Coming Up with Questions and Responses for Your Bot
While it might sound technical, setting up a lead qualification chatbot on your website is really an exercise in crafting conversations. It’s about coming up with interesting questions, anticipating the responses you might get, and then writing relevant follow-ups based on those responses. Unlike a lead capture form, a lead qualification chatbot doesn’t passively collect answers, but actively engages visitors in one-to-one conversation and learns about those visitors just as a human marketer or sales rep would. But to clarify, the goal here isn’t to have the chatbot convince your website visitors that it’s human; the goal is to be able to provide a high-quality, real-time buying experience on your website, even when the humans on your team are unavailable.

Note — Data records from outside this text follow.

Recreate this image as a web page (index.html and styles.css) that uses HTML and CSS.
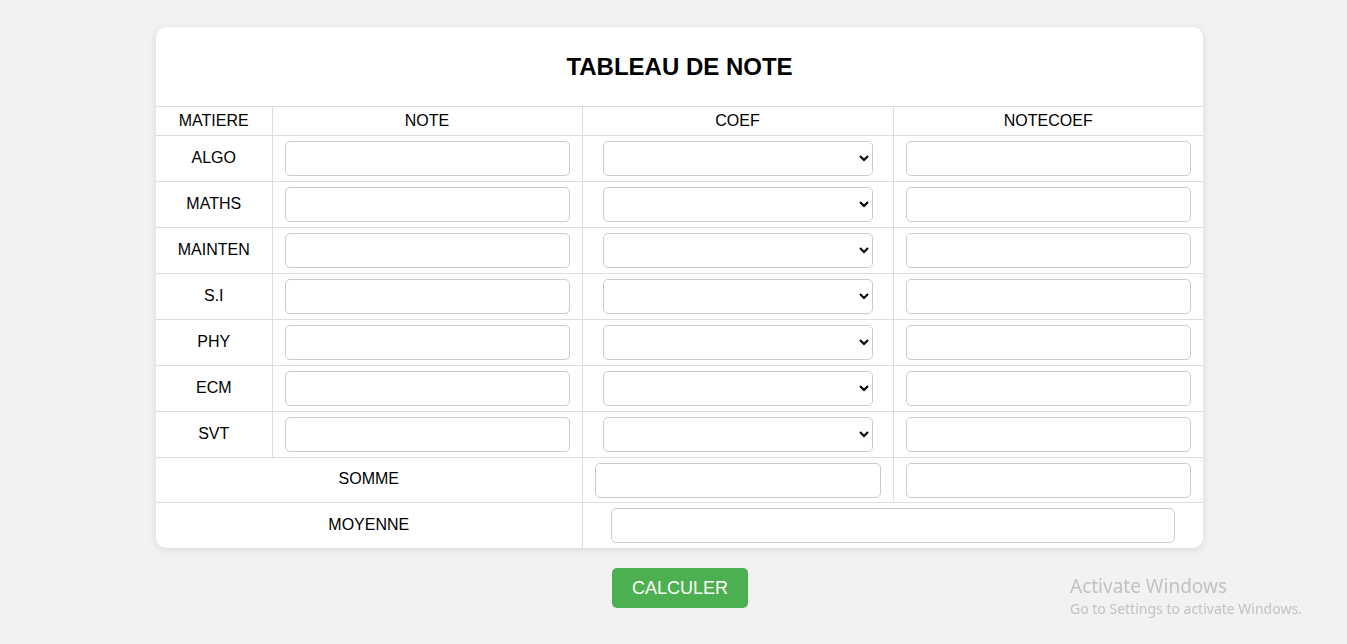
FILE: index.html
```html
<!DOCTYPE html>
<html lang="fr">
<head>
<meta charset="utf-8">
<title>Tableau de note</title>
<link rel="stylesheet" href="styles.css">
</head>
<body>
<main class="page">
  <section class="card">
    <h2 class="title">TABLEAU DE NOTE</h2>
    <table class="grid">
      <colgroup>
        <col class="c-mat"><col class="c-note"><col class="c-coef"><col class="c-nc">
      </colgroup>
      <thead>
        <tr><th>MATIERE</th><th>NOTE</th><th>COEF</th><th>NOTECOEF</th></tr>
      </thead>
      <tbody>
        <tr><td>ALGO</td><td><input class="field" type="text"></td><td><select class="pick"></select></td><td><input class="field" type="text"></td></tr>
        <tr><td>MATHS</td><td><input class="field" type="text"></td><td><select class="pick"></select></td><td><input class="field" type="text"></td></tr>
        <tr><td>MAINTEN</td><td><input class="field" type="text"></td><td><select class="pick"></select></td><td><input class="field" type="text"></td></tr>
        <tr><td>S.I</td><td><input class="field" type="text"></td><td><select class="pick"></select></td><td><input class="field" type="text"></td></tr>
        <tr><td>PHY</td><td><input class="field" type="text"></td><td><select class="pick"></select></td><td><input class="field" type="text"></td></tr>
        <tr><td>ECM</td><td><input class="field" type="text"></td><td><select class="pick"></select></td><td><input class="field" type="text"></td></tr>
        <tr><td>SVT</td><td><input class="field" type="text"></td><td><select class="pick"></select></td><td><input class="field" type="text"></td></tr>
        <tr class="sum"><td colspan="2">SOMME</td><td><input class="field" type="text"></td><td><input class="field" type="text"></td></tr>
        <tr><td colspan="2">MOYENNE</td><td colspan="2"><input class="field wide" type="text"></td></tr>
      </tbody>
    </table>
  </section>
  <div class="actions">
    <button class="btn" type="button">CALCULER</button>
  </div>
</main>
<div class="watermark">
  <div class="wm-big">Activate Windows</div>
  <div class="wm-small">Go to Settings to activate Windows.</div>
</div>
</body>
</html>
```

FILE: styles.css
```css
* { box-sizing: border-box; }

html, body {
  margin: 0;
  padding: 0;
  background: #f2f2f2;
  font-family: "Liberation Sans", Arial, sans-serif;
  font-size: 16px;
  color: #000;
}

.page {
  padding-top: 27px;
  padding-left: 156px;
  width: 1204px;
}

.card {
  width: 1047px;
  background: #fff;
  border-radius: 10px;
  box-shadow: 0 2px 8px rgba(0, 0, 0, 0.1);
  overflow: hidden;
}

.title {
  margin: 0;
  padding: 26px 0 25px;
  line-height: 28px;
  font-size: 24px;
  font-weight: bold;
  text-align: center;
  border-bottom: 1px solid #ddd;
}

.grid {
  width: 100%;
  border-collapse: collapse;
  table-layout: fixed;
  border-style: hidden;
}

.c-mat { width: 116px; }
.c-note { width: 310px; }
.c-coef { width: 311px; }
.c-nc { width: 310px; }

.grid th,
.grid td {
  border: 1px solid #ddd;
  text-align: center;
  vertical-align: middle;
  font-weight: normal;
}

.grid th {
  padding: 5px 12px;
  line-height: 18px;
}

.grid td {
  padding: 4px 12px 6px;
  line-height: 18px;
}

.grid td:has(input),
.grid td:has(select) {
  padding-top: 5px;
  padding-bottom: 5px;
}

.field {
  display: block;
  width: 100%;
  height: 35px;
  margin: 0 auto;
  padding: 8px;
  border: 1px solid #ccc;
  border-radius: 5px;
  background: #fff;
  font-family: inherit;
  font-size: 16px;
}

.sum td:has(input) { padding-top: 5px; padding-bottom: 4px; }

.field.wide {
  width: calc(100% - 32px);
}

.pick {
  display: block;
  width: calc(100% - 16px);
  height: 35px;
  margin: 0 auto;
  padding: 4px 6px;
  border: 1px solid #ccc;
  border-radius: 5px;
  background: #fff;
  font-family: inherit;
  font-size: 16px;
}

.actions {
  width: 1048px;
  display: flex;
  justify-content: center;
  padding-top: 20px;
}

.btn {
  background: #4caf50;
  color: #fff;
  border: none;
  border-radius: 5px;
  padding: 10px 20px;
  font-family: "Liberation Sans", Arial, sans-serif;
  font-size: 18px;
  line-height: 20px;
  cursor: pointer;
}

.watermark {
  position: fixed;
  left: 1070px;
  top: 573px;
  color: #c2c2c2;
  font-family: "Noto Sans", "Open Sans", sans-serif;
}

.wm-big {
  font-size: 19px;
  line-height: 26px;
}

.wm-small {
  font-size: 14px;
  line-height: 19px;
}
```
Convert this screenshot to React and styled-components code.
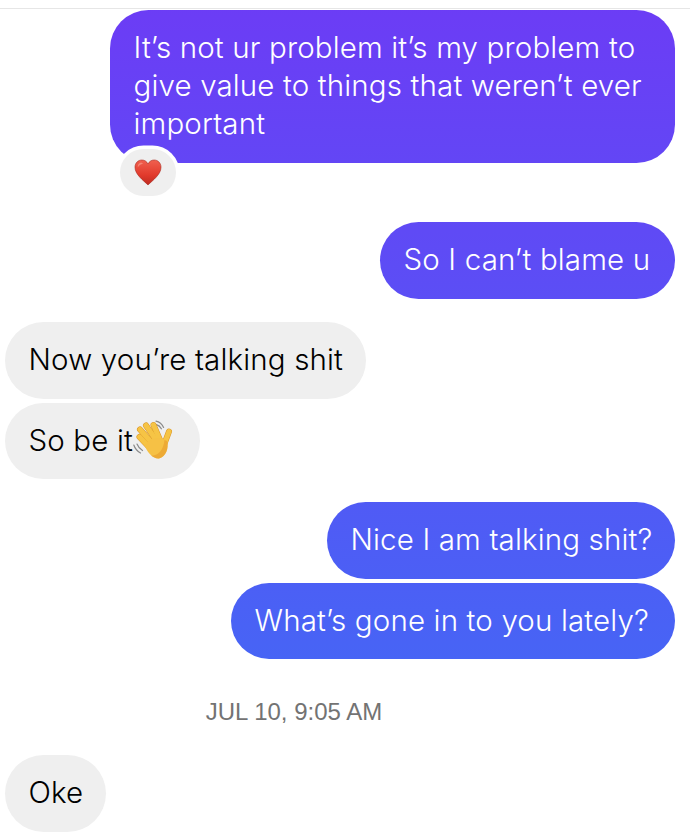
import React from "react";
import styled, { createGlobalStyle } from "styled-components";

const Global = createGlobalStyle`
  html, body { margin: 0; padding: 0; background: #fff; }
  body { width: 690px; height: 832px; overflow: hidden; }
`;

const Thread = styled.main`
  box-sizing: border-box;
  width: 690px;
  height: 832px;
  overflow: hidden;
  padding: 0 15px 0 5px;
  font-family: Inter, "Liberation Sans", sans-serif;
  display: flex;
  flex-direction: column;
`;

const TopRule = styled.div`
  height: 1px;
  margin: 8px -15px 1px -5px;
  background: #e6e6e6;
  flex: none;
`;

const Row = styled.div`
  display: flex;
  flex: none;
  justify-content: ${(p) => (p.$mine ? "flex-end" : "flex-start")};
  margin-top: ${(p) => p.$gap || 0}px;
`;

const Bubble = styled.div`
  position: relative;
  box-sizing: border-box;
  width: ${(p) => p.$width}px;
  height: ${(p) => (p.$lines ? 39 + p.$lines * 38 : p.$height || 77)}px;
  padding: 18px 0 0 23.5px;
  border-radius: 38.5px;
  font-size: 29.5px;
  font-weight: 360;
  line-height: 38px;
  letter-spacing: 0.15px;
  color: ${(p) => (p.$mine ? "#fff" : "#000")};
  background: ${(p) =>
    p.$mine ? "linear-gradient(180deg, #6c3cf5 0px, #4764f5 660px) fixed" : "#efefef"};
  white-space: pre-line;
`;

const Reaction = styled.div`
  position: absolute;
  left: 10px;
  bottom: -33px;
  width: 56px;
  height: 47px;
  border-radius: 24px;
  background: #efefef;
  box-shadow: 0 0 0 3.5px #fff;
  display: flex;
  align-items: center;
  justify-content: center;
`;

const InlineEmoji = styled.svg`
  display: inline-block;
  width: 40px;
  height: 40px;
  margin: -10px -1px -10px 0;
  vertical-align: 1px;
`;

const HeartIcon = styled.svg`
  width: 28px;
  height: 27px;
`;

const Stamp = styled.div`
  flex: none;
  margin-top: 40px;
  margin-left: -5px;
  width: 588px;
  text-align: center;
  font-family: "Liberation Sans", Arial, sans-serif;
  font-size: 24px;
  line-height: 26px;
  color: #737373;
`;

const Heart = () => (
  <HeartIcon viewBox="0 0 28 27" aria-label="heart">
    <defs>
      <linearGradient id="hg" x1="0" y1="0" x2="0" y2="1">
        <stop offset="0" stopColor="#f0604f" />
        <stop offset="0.6" stopColor="#e23a2c" />
        <stop offset="1" stopColor="#bd2a20" />
      </linearGradient>
    </defs>
    <path
      d="M14 26 C9 21 1 15.5 1 8.2 C1 3.8 4.3 1 7.8 1 C10.5 1 12.8 2.4 14 5 C15.2 2.4 17.5 1 20.2 1 C23.7 1 27 3.8 27 8.2 C27 15.5 19 21 14 26 Z"
      fill="url(#hg)"
      stroke="#a82a20"
      strokeWidth="0.6"
    />
    <path d="M7 3.5 C4.8 4 3.4 6 3.8 8.4 C5 6.4 6.6 5.2 9 4.8 C8.6 4 7.8 3.6 7 3.5 Z" fill="#f9a08f" opacity="0.65" />
  </HeartIcon>
);

const FINGERS = [
  "M6.5 17 L17 28",
  "M7 9.5 L19 23",
  "M13 5.5 L23 20",
  "M20.5 5 L27 20",
  "M36 11.5 L31 25",
];

const Wave = () => (
  <InlineEmoji viewBox="0 0 40 40" aria-label="waving hand">
    <g fill="none" stroke="#8a8a8a" strokeWidth="1.2" strokeLinecap="round">
      <path d="M0.8 25 C1.8 28 4 31 7.5 33" />
      <path d="M4 24 C5 26.5 6.8 29 9.5 30.5" />
      <path d="M23 1.2 C26 1.8 29 4 30.6 7.5" />
      <path d="M23.5 4.6 C25.6 5.2 27.2 6.6 28.4 8.8" />
    </g>
    <g fill="none" strokeLinecap="round">
      {FINGERS.map((d) => (
        <path key={d} d={d} stroke="#d9962a" strokeWidth="6" />
      ))}
      {FINGERS.map((d) => (
        <path key={`${d}f`} d={d} stroke="#f6c445" strokeWidth="5" />
      ))}
    </g>
    <path
      d="M15 22 C19 17 29 17 34 21 C36 28 33 37 26 38.4 C20 39.2 14 32 11.5 25 Z"
      fill="#f6c145"
    />
    <path d="M34 21 C36 28 33 37 26 38.4 C23.4 38.7 20.6 37.6 18 35.6 C25 36.2 30.5 30 31.5 20 Z" fill="#e9a130" opacity="0.75" />
  </InlineEmoji>
);

export default function App() {
  return (
    <>
      <Global />
      <Thread>
        <TopRule />
        <Row $mine>
          <Bubble $mine $width={565} $lines={3}>
            {"It’s not ur problem it’s my problem to\ngive value to things that weren’t ever\nimportant"}
            <Reaction>
              <Heart />
            </Reaction>
          </Bubble>
        </Row>
        <Row $mine $gap={59}>
          <Bubble $mine $width={295}>So I can’t blame u</Bubble>
        </Row>
        <Row $gap={23}>
          <Bubble $width={361}>Now you’re talking shit</Bubble>
        </Row>
        <Row $gap={4}>
          <Bubble $width={195} $height={76}>
            So be it
            <Wave />
          </Bubble>
        </Row>
        <Row $mine $gap={23}>
          <Bubble $mine $width={348}>Nice I am talking shit?</Bubble>
        </Row>
        <Row $mine $gap={4}>
          <Bubble $mine $width={444} $height={76}>What’s gone in to you lately?</Bubble>
        </Row>
        <Stamp>JUL 10, 9:05 AM</Stamp>
        <Row $gap={30}>
          <Bubble $width={101}>Oke</Bubble>
        </Row>
      </Thread>
    </>
  );
}
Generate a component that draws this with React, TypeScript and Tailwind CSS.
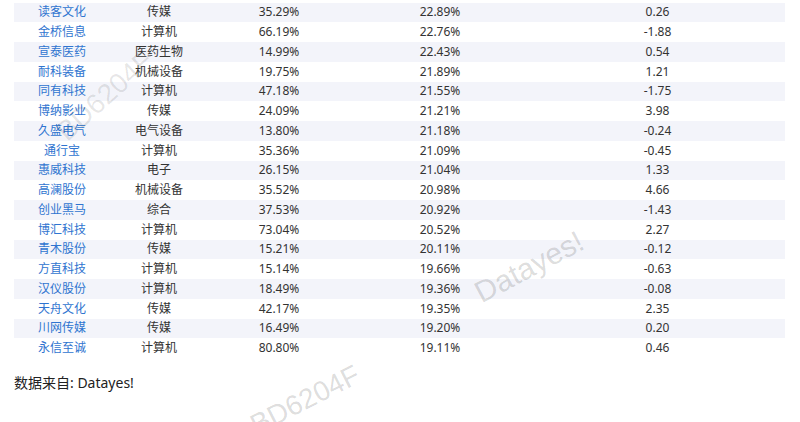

Of course, the specific questions marketing and sales teams have lead qualification chatbots ask will vary from company to company and industry to industry. But as a starting point, the following “What? Who? How?” template is recommended:
- What brought you here?
- Who are you?
- How can I help you use our product?
Setting Up Responses
There are two different ways you can approach writing chatbot responses: by basing them on keywords that visitors use when answering open-ended questions, or by basing them on button responses—which you’ve pre-written—that visitors click on.
Using Keywords
By crafting responses that align to certain keywords or sets of keywords, your lead qualification chatbot can ask your website visitors open-ended questions and—provided there’s a keyword match—reply with customized responses.
Using Button Responses
While keyword matching is perhaps the more natural way of getting your lead qualification chatbot to provide relevant responses, as your visitors are able to use natural language when answering qualifying questions, button responses allow for a speedier qualification process. Instead of having your chatbot ask open-ended questions, with button responses, you can make your questions multiple choice
Deciding On a Call-to-Action (CTA)
Whether you use keyword matching, button responses, or a combination of both, once you’ve set up your questions and the corresponding responses, you will have the makings of a chatbot that can work toward a specific goal. As a lead qualification chatbot, that goal is to identify people who are likely to buy by engaging them in conversation and persuading them to answer a few questions.
Now, let’s imagine that a website visitor has replied to all of the chatbot’s questions and, based on the answers that he or she has given, it’s clear that this person is a great fit to buy. In other words, let’s imagine that a chatbot has succeeded in its goal. It begs the obvious question: What should that chatbot do next?
After reaching its goal, the chatbot can automatically display a call-to-action (CTA)—a prompt that encourages qualified leads to talk to a human sales rep, or to book a time on a sales reps’ calendar or to start a free trial of your product, or to simply leave an email address. Ultimately, the CTA you use at the end of your chatbot conversation will depend on what you’re trying to accomplish.